La grande force du film, c'est que jamais leur discours n'est hargneux, vindicatif, ni didactique, tant ces protagonistes possèdent énormément de recul sur leur histoire, de vivacité d’esprit également. Ils nous racontent leur combats, leurs désilussions, leurs frustrations, certes, mais aussi et surtout leurs joies, leurs bonheurs et leur quotidien aujourd'hui.
Une oeuvre à la fois instructive, intelligente et sensible, parfois même amuante qui insistent sur l'humanité de ses hommes et femmes à la fois tellement ordinaires et tellement extraordinaires.
J'ai particulièrement apprécié l'espieglerie de Bernard, la franchise et la ( fausse?) candeur de Pierrot, et l'humour et la malice de Thérèse, mais je pourrais tous les citer, tant chacun dans leur genre proposent des témoignages passionnants....
Car ces hommes et ces femmes, de classes sociales différentes, savent parfaitement exprimer travers de leur vécu différent, un témoignage d’une époque révolue, alors qu’aujourd’hui la France débat sur le mariage pour tous. Vraiment un magnifique documentaire qui n'a pas volé sa reconnaissance unanime!!

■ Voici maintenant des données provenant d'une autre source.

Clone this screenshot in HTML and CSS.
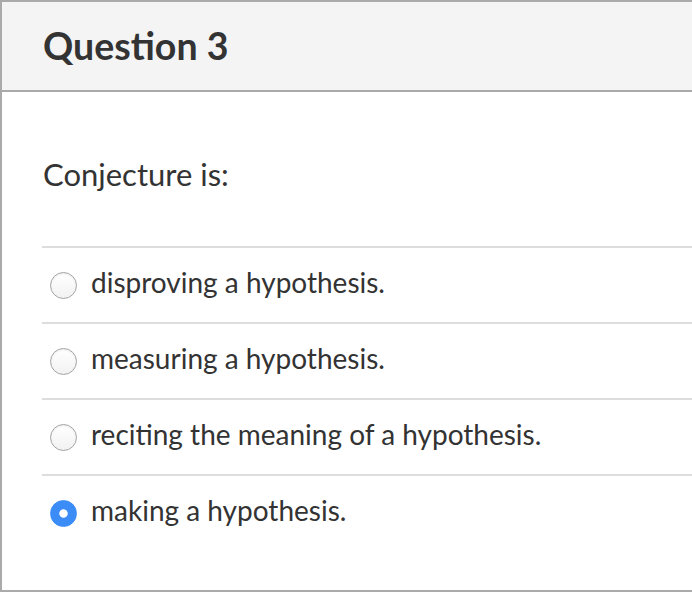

Et le long entretien avec le cinéaste, présent dans les b onus du DVD nous montrent si besoin est que Sébastien Lifshitz a porté son projet depuis longtemps et a fait un choix cornélien pour trouver ses invisibles. Le réalisateur révèle l’origine du projet, les rendez-vous ratés avec certains anonymes qui n’ont pas pu faire ce film, il évoque ses choix artistiques pour obtenir une authentique réalisation de cinéma et non un documentaire télévisuel, ou la réception généreuse de son film et notamment comment ses protagonistes ont ressenti cet engouement.